Misappropriation of Trade Secrets
The court evaluated Home Paramount's claim of misappropriation of trade secrets based on FMC's disclosure of York's customer lists to a competitor. Under the Maryland Uniform Trade Secrets Act, a trade secret must derive economic value from not being generally known and must be subject to reasonable efforts to maintain its secrecy. The court considered whether the customer list constituted a trade secret and determined that the information shared by FMC did not meet the legal definition. It noted that customer names and addresses could be obtained through public sources, diminishing their uniqueness and economic value. Moreover, the court observed that while York did invest effort in compiling its customer data, FMC only disclosed a list of names without sensitive sales information, further weakening the claim to trade secret status. Consequently, the court granted summary judgment for FMC on the misappropriation claim, indicating that the information was not adequately protected as a trade secret under applicable law.
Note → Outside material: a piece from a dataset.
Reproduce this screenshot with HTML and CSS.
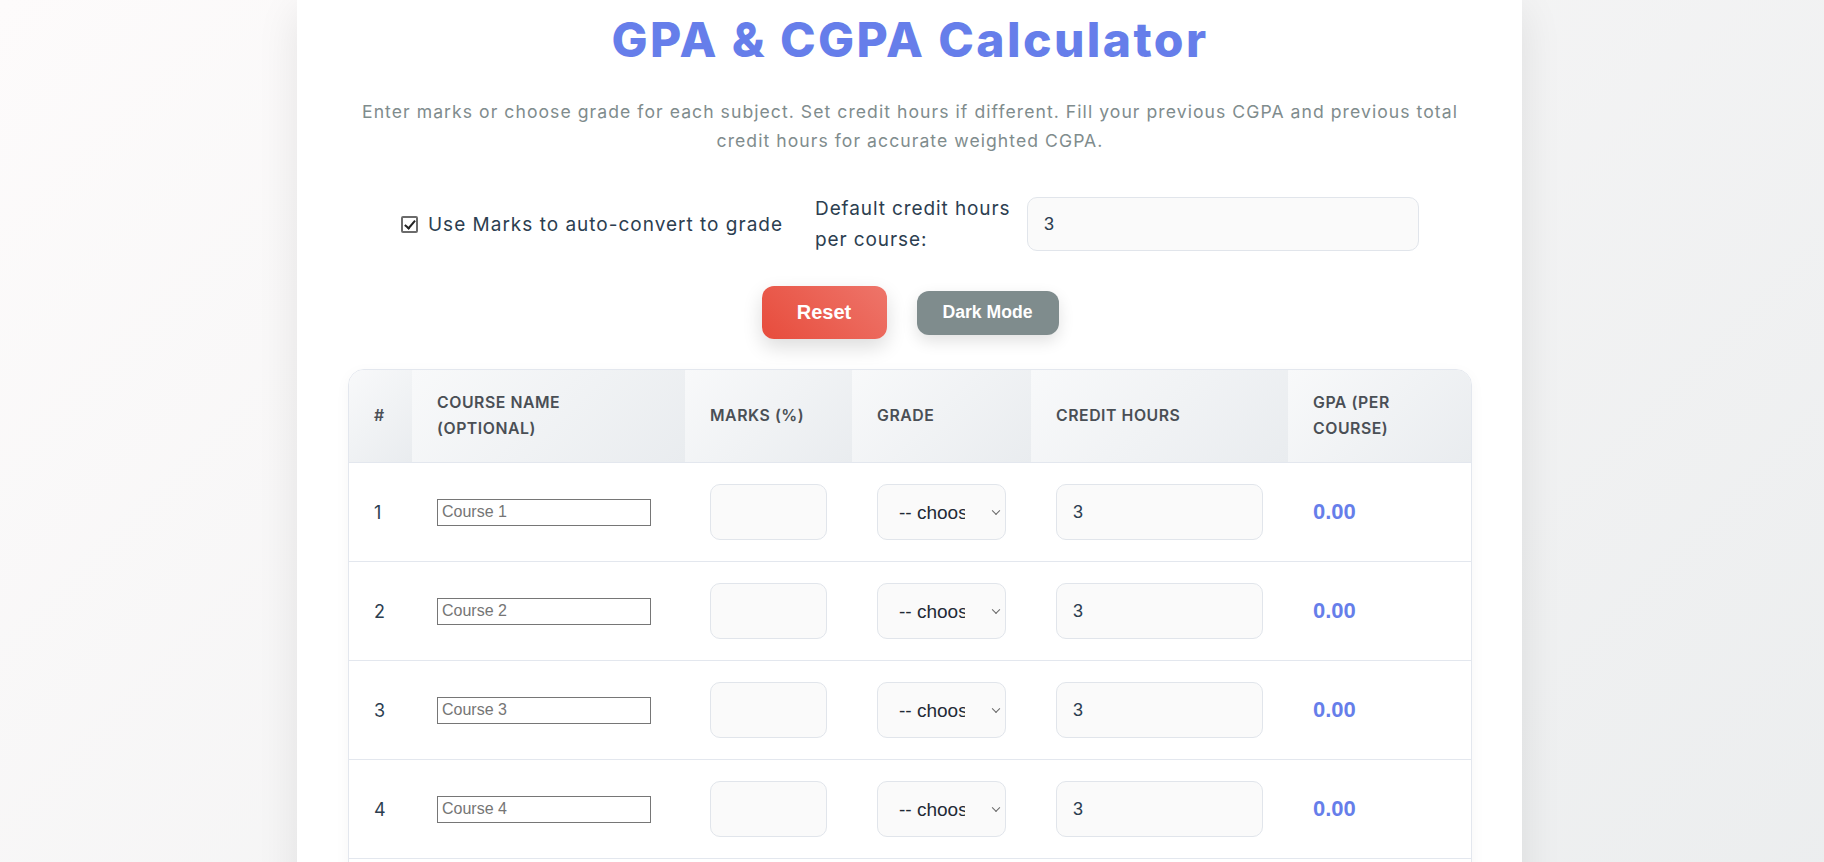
FILE: index.html
```html
<!DOCTYPE html>
<html lang="en">
<head>
<meta charset="utf-8">
<title>GPA &amp; CGPA Calculator</title>
<link rel="stylesheet" href="styles.css">
</head>
<body>
<div class="page">
  <main class="card">
    <h1 class="title">GPA &amp; CGPA Calculator</h1>
    <p class="subtitle">Enter marks or choose grade for each subject. Set credit hours if different. Fill your previous CGPA and previous total credit hours for accurate weighted CGPA.</p>

    <div class="controls">
      <label class="check-label"><input type="checkbox" class="chk" checked> <span>Use Marks to auto-convert to grade</span></label>
      <div class="default-group">
        <label class="default-label" for="defCredit">Default credit hours per course:</label>
        <input id="defCredit" class="field field-top" type="number" value="3">
      </div>
    </div>

    <div class="actions">
      <button class="btn btn-reset">Reset</button>
      <button class="btn btn-dark">Dark Mode</button>
    </div>

    <div class="table-wrap">
      <table class="courses">
        <colgroup>
          <col class="c-num"><col class="c-name"><col class="c-marks"><col class="c-grade"><col class="c-credit"><col class="c-gpa">
        </colgroup>
        <thead>
          <tr><th>#</th><th>Course Name (Optional)</th><th>Marks (%)</th><th>Grade</th><th>Credit Hours</th><th>GPA (per course)</th></tr>
        </thead>
        <tbody>
          <tr>
            <td>1</td>
            <td><input class="name-in" type="text" placeholder="Course 1"></td>
            <td><input class="field" type="number"></td>
            <td><div class="sel-wrap"><select class="field sel"><option>-- choose --</option><option>A</option><option>B</option></select></div></td>
            <td><input class="field" type="number" value="3"></td>
            <td class="gpa">0.00</td>
          </tr>
          <tr>
            <td>2</td>
            <td><input class="name-in" type="text" placeholder="Course 2"></td>
            <td><input class="field" type="number"></td>
            <td><div class="sel-wrap"><select class="field sel"><option>-- choose --</option><option>A</option><option>B</option></select></div></td>
            <td><input class="field" type="number" value="3"></td>
            <td class="gpa">0.00</td>
          </tr>
          <tr>
            <td>3</td>
            <td><input class="name-in" type="text" placeholder="Course 3"></td>
            <td><input class="field" type="number"></td>
            <td><div class="sel-wrap"><select class="field sel"><option>-- choose --</option><option>A</option><option>B</option></select></div></td>
            <td><input class="field" type="number" value="3"></td>
            <td class="gpa">0.00</td>
          </tr>
          <tr>
            <td>4</td>
            <td><input class="name-in" type="text" placeholder="Course 4"></td>
            <td><input class="field" type="number"></td>
            <td><div class="sel-wrap"><select class="field sel"><option>-- choose --</option><option>A</option><option>B</option></select></div></td>
            <td><input class="field" type="number" value="3"></td>
            <td class="gpa">0.00</td>
          </tr>
          <tr>
            <td>5</td>
            <td><input class="name-in" type="text" placeholder="Course 5"></td>
            <td><input class="field" type="number"></td>
            <td><div class="sel-wrap"><select class="field sel"><option>-- choose --</option><option>A</option><option>B</option></select></div></td>
            <td><input class="field" type="number" value="3"></td>
            <td class="gpa">0.00</td>
          </tr>
        </tbody>
      </table>
    </div>
  </main>
</div>
</body>
</html>
```

FILE: styles.css
```css
* { box-sizing: border-box; }

html, body { margin: 0; }

body {
  min-height: 100vh;
  background: linear-gradient(135deg, #fdfbfb 0%, #ebedee 100%);
  font-family: Inter, "Open Sans", sans-serif;
  color: #2c3e50;
}

.page {
  display: flex;
  justify-content: center;
  padding-right: 5px;
}

.card {
  width: 1225px;
  background: #ffffff;
  padding: 11px 50px 40px 51px;
  box-shadow: 0 10px 40px rgba(0, 0, 0, 0.09);
}

.title {
  margin: 0;
  text-align: center;
  font-size: 48px;
  line-height: 58px;
  font-weight: 800;
  letter-spacing: 2.4px;
  color: #667eea;
}

.subtitle {
  margin: 28px auto 0;
  max-width: 1110px;
  text-align: center;
  font-size: 17.6px;
  line-height: 29px;
  letter-spacing: 1.05px;
  color: #7f8c8d;
}

.controls {
  margin-top: 38px;
  display: flex;
  justify-content: center;
  align-items: center;
  gap: 32px;
}

.check-label {
  display: flex;
  align-items: center;
  gap: 10px;
  font-size: 19px;
  letter-spacing: 1px;
  color: #2c3e50;
}

.chk {
  appearance: none;
  -webkit-appearance: none;
  position: relative;
  margin: 0;
  width: 17px;
  height: 17px;
  border: 2px solid #6b6b6b;
  border-radius: 2px;
  background: #fff;
}

.chk:checked::after {
  content: "";
  position: absolute;
  left: 4px;
  top: 0px;
  width: 4px;
  height: 9px;
  border-right: 2px solid #222;
  border-bottom: 2px solid #222;
  transform: rotate(40deg);
}

.default-group {
  display: flex;
  align-items: center;
  gap: 12px;
}

.default-label {
  width: 200px;
  font-size: 19px;
  letter-spacing: 0.9px;
  line-height: 31px;
  color: #2c3e50;
}

.field {
  display: block;
  width: 100%;
  height: 56px;
  padding: 0 16px;
  border: 1px solid #e1e5eb;
  border-radius: 10px;
  background: #fafafa;
  font-family: "Liberation Sans", Arial, sans-serif;
  font-size: 18px;
  color: #2c3e50;
  outline: none;
}

.field::-webkit-outer-spin-button,
.field::-webkit-inner-spin-button { -webkit-appearance: none; margin: 0; }

.field-top {
  width: 392px;
  height: 54px;
}

.sel-wrap {
  position: relative;
}

.sel-wrap::after {
  content: "";
  position: absolute;
  right: 7px;
  top: 50%;
  width: 5px;
  height: 5px;
  border-right: 1.3px solid #666;
  border-bottom: 1.3px solid #666;
  transform: translateY(-70%) rotate(45deg);
  pointer-events: none;
}

.sel {
  appearance: none;
  -webkit-appearance: none;
  padding: 0 40px 0 21px;
  font-size: 19px;
  color: #1f2a36;
}

.actions {
  margin-top: 31px;
  display: flex;
  justify-content: center;
  align-items: center;
  gap: 30px;
}

.btn {
  border: none;
  color: #fff;
  font-family: "Liberation Sans", Arial, sans-serif;
  font-weight: 700;
  border-radius: 12px;
  cursor: pointer;
}

.btn-reset {
  width: 125px;
  height: 53px;
  font-size: 20px;
  background: linear-gradient(45deg, #e74c3c 0%, #ee756a 100%);
  box-shadow: 0 8px 20px rgba(0, 0, 0, 0.14);
}

.btn-dark {
  width: 142px;
  height: 44px;
  font-size: 17.6px;
  background: #7f8c8d;
  box-shadow: 0 6px 16px rgba(0, 0, 0, 0.12);
}

.table-wrap {
  margin-top: 30px;
  border: 1px solid #e3e7ee;
  border-radius: 16px;
  overflow: hidden;
  box-shadow: 0 4px 15px rgba(0, 0, 0, 0.04);
}

.courses {
  width: 100%;
  border-collapse: collapse;
  table-layout: fixed;
}

.c-num { width: 63px; }
.c-name { width: 273px; }
.c-marks { width: 167px; }
.c-grade { width: 179px; }
.c-credit { width: 257px; }
.c-gpa { width: 183px; }

.courses th {
  padding: 20px 25px;
  text-align: left;
  font-size: 15.8px;
  line-height: 26px;
  letter-spacing: 0.55px;
  font-weight: 600;
  text-transform: uppercase;
  color: #4a4f55;
  background: linear-gradient(135deg, #f8f9fa 0%, #e9ecef 100%);
  border-bottom: 1px solid #e3e7ee;
}

.courses td {
  padding: 21px 25px;
  font-size: 18px;
  color: #2c3e50;
  border-bottom: 1px solid #e3e7ee;
  background: #fff;
}

.name-in {
  width: 214px;
  height: 27px;
  padding: 2px 4px;
  font-family: "Liberation Sans", Arial, sans-serif;
  font-size: 16px;
  border: 1px solid #767676;
  border-radius: 0;
}

.name-in::placeholder { color: #757575; }

.courses td.gpa {
  font-family: "Liberation Sans", Arial, sans-serif;
  font-weight: 700;
  font-size: 22px;
  color: #667eea;
}
```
Conversion and Intentional Interference with Business Relations
The court addressed the conversion claim, which alleged FMC exercised unauthorized control over York's customer data by sharing it with a competitor. The court clarified that conversion requires the complete exclusion of the rightful possessor from the property, but found no evidence that Home Paramount was denied access to its customer data. Thus, the court granted summary judgment for FMC on the conversion claim. In considering the claim of intentional interference with business relations, the court noted that Home Paramount failed to provide evidence of FMC communicating with York's clients for an unlawful purpose or demonstrating any damages resulting from such interference. The court concluded that, even if FMC had breached an agreement, any recovery for Home Paramount would be based on contract law rather than tortious interference, leading to the granting of summary judgment for FMC on this claim as well.